The New California Republic wrote:Women and girls should be able to get hold of emergency contraception more easily without the need for a consultation with a pharmacist, say women's health experts.
A report by the Royal College of Obstetricians and Gynaecologists recommends the morning-after pill "should be sold straight off the shelf", like condoms.There are too many barriers to health services for women in the UK, it says.
The report, Better for Women, is also calling for women to be allowed to take the first abortion pill at home, as well as the second, if they know they are less than 10 weeks pregnant.
https://www.bbc.co.uk/news/health-50601735
I have heard conflicting reports/studies as to whether the morning-after pill will kill a fertilized embryo (unborn human) or not.

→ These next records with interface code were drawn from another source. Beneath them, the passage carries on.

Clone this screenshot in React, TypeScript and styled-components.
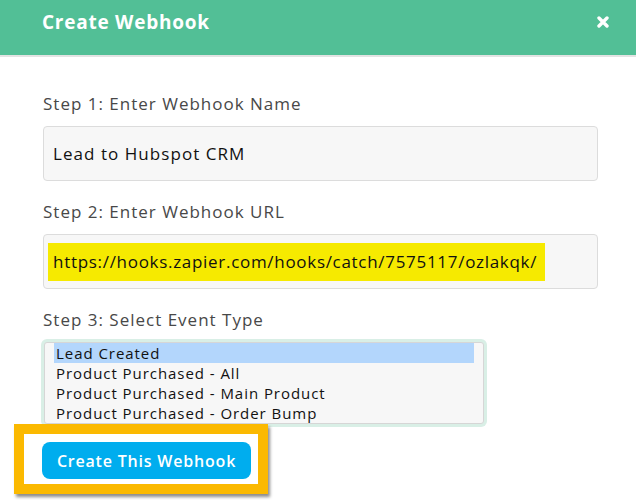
import React from "react";
import styled, { createGlobalStyle } from "styled-components";

const Global = createGlobalStyle`
  html, body { margin: 0; padding: 0; background: #ffffff; }
  body { font-family: "Open Sans", "Liberation Sans", sans-serif; width: 636px; height: 500px; overflow: hidden; }
  * { box-sizing: border-box; }
`;

const Modal = styled.div`
  width: 636px;
  height: 500px;
  background: #ffffff;
  display: flex;
  flex-direction: column;
`;

const Header = styled.div`
  height: 57px;
  background: #52bf96;
  border-bottom: 2px solid #e3e3e3;
  display: flex;
  align-items: center;
  justify-content: space-between;
  padding: 0 27px 12px 42px;
`;

const Title = styled.h1`
  margin: 0;
  font-size: 19px;
  line-height: 24px;
  font-weight: 700;
  color: #ffffff;
  letter-spacing: 0.75px;
`;

const CloseButton = styled.button`
  border: 0;
  background: transparent;
  padding: 0;
  width: 12px;
  height: 12px;
  display: flex;
  cursor: pointer;
`;

const Body = styled.div`
  padding: 35px 38px 0 43px;
  display: flex;
  flex-direction: column;
`;

const Field = styled.div<{ $gap?: number }>`
  display: flex;
  flex-direction: column;
  margin-bottom: ${(p) => p.$gap ?? 19}px;
`;

const Label = styled.label`
  font-size: 17px;
  line-height: 24px;
  color: #484848;
  letter-spacing: 1px;
  margin-bottom: 10px;
`;

const InputBox = styled.div`
  height: 55px;
  background: #f7f7f7;
  border: 1px solid #dcdcdc;
  border-radius: 4px;
  display: flex;
  align-items: center;
  padding: 0 5px 0 4px;
  font-size: 17px;
  color: #111111;
`;

const Text = styled.span<{ $highlight?: boolean }>`
  padding: ${(p) => (p.$highlight ? "9px 8px 9px 5px" : "9px 5px")};
  line-height: 20px;
  letter-spacing: ${(p) => (p.$highlight ? "0.7px" : "1.05px")};
  background: ${(p) => (p.$highlight ? "#f6ea00" : "transparent")};
`;

const ListBox = styled.div`
  width: 440px;
  margin-left: 1px;
  border: 1px solid #d6d6d6;
  border-radius: 3px;
  background: #f7f7f7;
  box-shadow: 0 0 0 3px #d9efe6;
  padding: 0 9px 0 9px;
  display: flex;
  flex-direction: column;
`;

const Option = styled.div<{ $selected?: boolean }>`
  height: 20px;
  line-height: 20px;
  font-size: 15px;
  letter-spacing: 0.95px;
  padding-left: 2px;
  color: #111111;
  background: ${(p) => (p.$selected ? "#b3d6fc" : "transparent")};
`;

const Actions = styled.div`
  position: relative;
  padding: 18px 0 0 0;
  display: flex;
`;

const PrimaryButton = styled.button`
  height: 37px;
  width: 209px;
  margin-left: -1px;
  border: 0;
  border-radius: 8px;
  background: #00adee;
  color: #ffffff;
  font-family: inherit;
  font-size: 16px;
  font-weight: 600;
  letter-spacing: 0.8px;
  cursor: pointer;
`;

const Callout = styled.div`
  position: absolute;
  left: -29px;
  top: 0;
  width: 254px;
  height: 70px;
  border: 10px solid #fbb900;
  box-shadow: 2px 3px 3px rgba(0, 0, 0, 0.45);
  pointer-events: none;
`;

const options = [
  "Lead Created",
  "Product Purchased - All",
  "Product Purchased - Main Product",
  "Product Purchased - Order Bump",
];

export default function App() {
  return (
    <>
      <Global />
      <Modal>
        <Header>
          <Title>Create Webhook</Title>
          <CloseButton aria-label="Close">
            <svg width="12" height="12" viewBox="0 0 12 12">
              <path
                d="M2 2 L10 10 M10 2 L2 10"
                stroke="#ffffff"
                strokeWidth="3.4"
                strokeLinecap="round"
              />
            </svg>
          </CloseButton>
        </Header>
        <Body>
          <Field>
            <Label>Step 1: Enter Webhook Name</Label>
            <InputBox>
              <Text>Lead to Hubspot CRM</Text>
            </InputBox>
          </Field>
          <Field>
            <Label>Step 2: Enter Webhook URL</Label>
            <InputBox>
              <Text $highlight>https://hooks.zapier.com/hooks/catch/7575117/ozlakqk/</Text>
            </InputBox>
          </Field>
          <Field $gap={0}>
            <Label>Step 3: Select Event Type</Label>
            <ListBox role="listbox">
              {options.map((o, i) => (
                <Option key={o} role="option" $selected={i === 0}>
                  {o}
                </Option>
              ))}
            </ListBox>
          </Field>
          <Actions>
            <PrimaryButton>Create This Webhook</PrimaryButton>
            <Callout />
          </Actions>
        </Body>
      </Modal>
    </>
  );
}
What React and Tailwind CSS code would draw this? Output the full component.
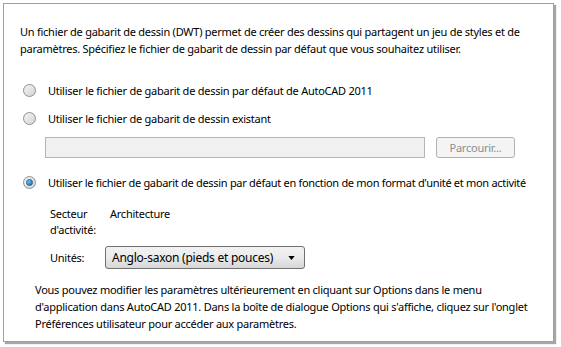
import React from 'react'

function Radio({ checked = false }) {
    return (
        <span className="relative flex h-[13px] w-[13px] shrink-0 items-center justify-center rounded-full border border-[#8f8f8f] bg-gradient-to-br from-[#f4f4f4] to-[#d4d4d4]">
            {checked && (
                <span className="h-[7px] w-[7px] rounded-full border border-[#1c5a8c] bg-gradient-to-br from-[#7fd1f7] to-[#1a6db3]" />
            )}
        </span>
    )
}

export default function App() {
    return (
        <div className="h-[347px] w-[561px] overflow-hidden bg-white text-[11px] leading-[17px] tracking-[-0.25px] whitespace-nowrap text-black" style={{ fontFamily: '"Noto Sans", "Open Sans", sans-serif' }}>
            <div className="ml-[3px] pt-[3px]">
                <div className="h-[339px] w-[551px] border border-[#a0a0a0] bg-white pl-[16px] pr-4 pt-[19px] shadow-[2px_2px_1px_rgba(0,0,0,0.35)]">
                    <p>
                        Un fichier de gabarit de dessin (DWT) permet de créer des dessins qui partagent un jeu de styles et de
                        <br />
                        paramètres. Spécifiez le fichier de gabarit de dessin par défaut que vous souhaitez utiliser.
                    </p>

                    {/* ── Options ── */}
                    <div className="mt-[25px] flex items-center gap-[12px] pl-[3px]">
                        <Radio />
                        <span>Utiliser le fichier de gabarit de dessin par défaut de AutoCAD 2011</span>
                    </div>
                    <div className="mt-[11px] flex items-center gap-[12px] pl-[3px]">
                        <Radio />
                        <span>Utiliser le fichier de gabarit de dessin existant</span>
                    </div>

                    <div className="mt-[10px] flex items-center gap-[11px] pl-[25px]">
                        <div className="h-[21px] w-[380px] border border-[#b5b5b5] bg-[#f0f0f0]" />
                        <button className="flex h-[21px] w-[79px] items-center justify-center rounded-[3px] border border-[#adb2b5] bg-[#f4f4f4] text-[#8d8d8d]">
                            Parcourir...
                        </button>
                    </div>

                    <div className="mt-[16px] flex items-center gap-[12px] pl-[3px] tracking-[-0.3px]">
                        <Radio checked />
                        <span>Utiliser le fichier de gabarit de dessin par défaut en fonction de mon format d'unité et mon activité</span>
                    </div>

                    {/* ── Activity / units ── */}
                    <div className="mt-[15px] flex pl-[30px]">
                        <div className="w-[60px] leading-[16px]">
                            Secteur
                            <br />
                            d'activité:
                        </div>
                        <div className="leading-[16px]">Architecture</div>
                    </div>

                    <div className="mt-[8px] flex items-center pl-[30px]">
                        <span className="w-[55px]">Unités:</span>
                        <div className="flex h-[23px] w-[200px] items-center justify-between rounded-[3px] border border-[#707070] bg-gradient-to-b from-[#f2f2f2] via-[#ebebeb] to-[#d6d6d6] pl-[6px] pr-[9px]">
                            <span className="text-[12px]">Anglo-saxon (pieds et pouces)</span>
                            <svg viewBox="0 0 8 5" className="h-[4px] w-[7px]">
                                <polygon points="0,0 8,0 4,5" fill="#000" />
                            </svg>
                        </div>
                    </div>

                    <p className="mt-[12px] pl-[15px]">
                        Vous pouvez modifier les paramètres ultérieurement en cliquant sur Options dans le menu
                        <br />
                        d'application dans AutoCAD 2011. Dans la boîte de dialogue Options qui s'affiche, cliquez sur l'onglet
                        <br />
                        Préférences utilisateur pour accéder aux paramètres.
                    </p>
                </div>
            </div>
        </div>
    )
}
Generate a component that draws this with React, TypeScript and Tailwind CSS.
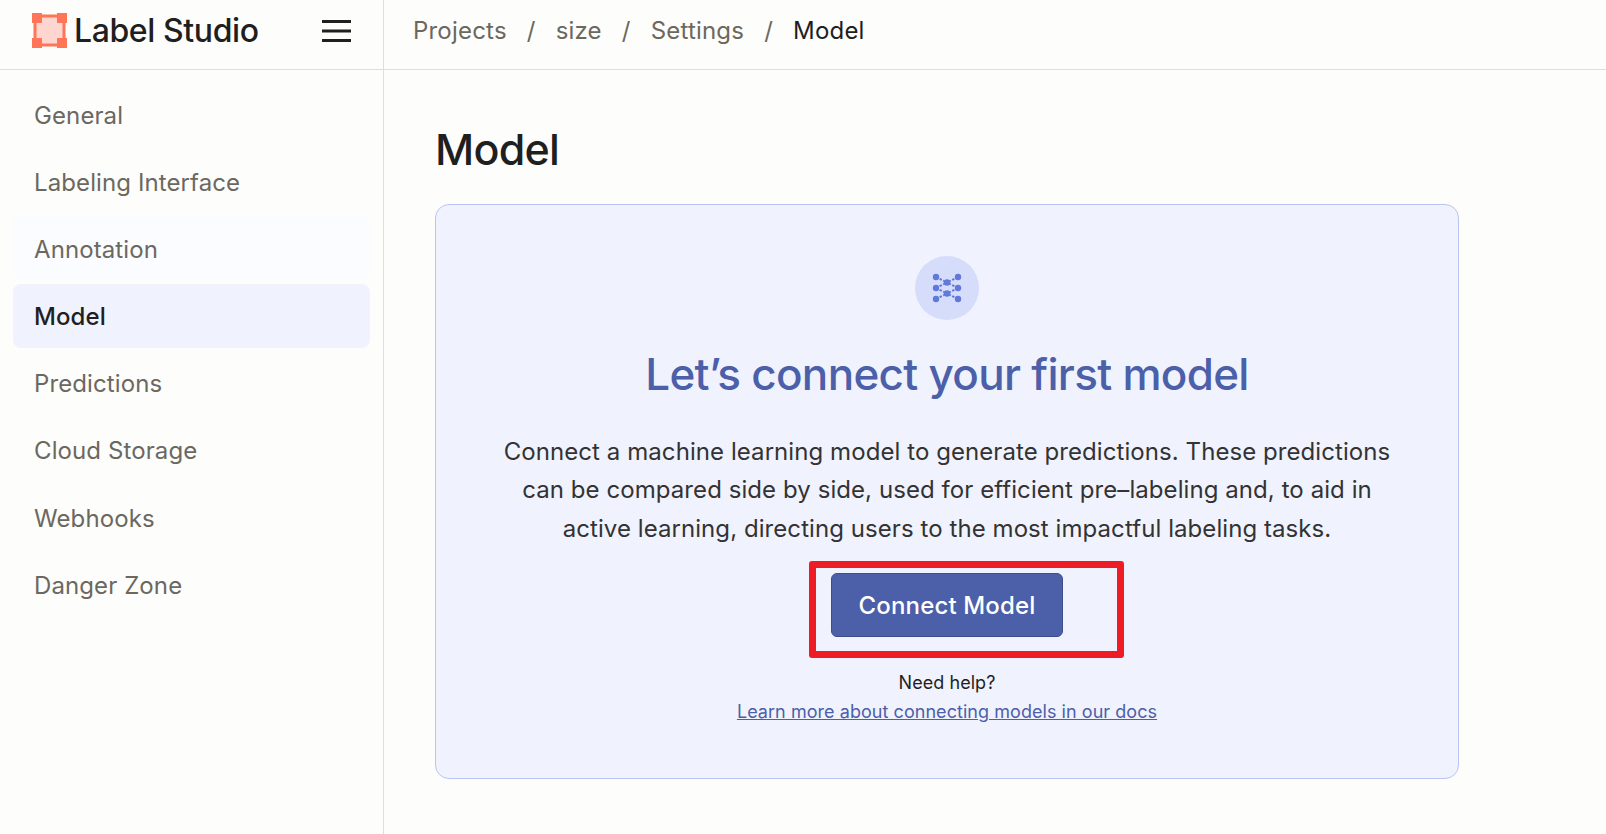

https://www.npr.org/sections/health-shots/2013/02/22/172595689/morning-after-pills-dont-cause-abortion-studies-say
But it turns out, at least when it comes to Plan B, there is now fairly definitive research that shows the only way it works is by preventing ovulation, and therefore, fertilization.
"We've learned a lot about how these drugs work," says Diana Blithe, a biochemist and contraceptive researcher at the National Institute of Child Health and Human Development. "I think it's time to revise our speculations about how things might work in view of data that show how things do work."
For example, says Blithe, a study published just last year led the International Federation of Gynecology and Obstetrics to declare that Plan B does not inhibit implantation. And some abortion opponents in the medical community are beginning to accept that conclusion.
https://www.nationalreview.com/2014/10/yes-plan-b-can-kill-embryos-donna-harrison/
If Plan B is taken five to two days before egg release is due to happen, the interference with the LH signal prevents a woman from releasing an egg, no fertilization happens, and no embryo is formed.
Current studies do not demonstrate a harmful effect on the embryo if Plan B is taken after egg release.
Many authors focus on these two facts to make the sweeping claim that Plan B has no effect on a human embryo. What they are forgetting is Plan B’s effect at step 3, the two-day window in which embryos can form but positive pregnancy tests don’t occur. That’s the window during which the studies mentioned above suggest that Plan B has a likely embryocidal effect in stopping pregnancy.
Hopefully, if the UK's experts reach the conclusion that the morning-after pill has embryocidal effects, it will be banned except where prescribed by a doctor to a rape victim or woman with an ectopic pregnancy or other condition causing a reasonable belief she will suffer death or other grave injury beyond the normal effects of a healthy pregnancy.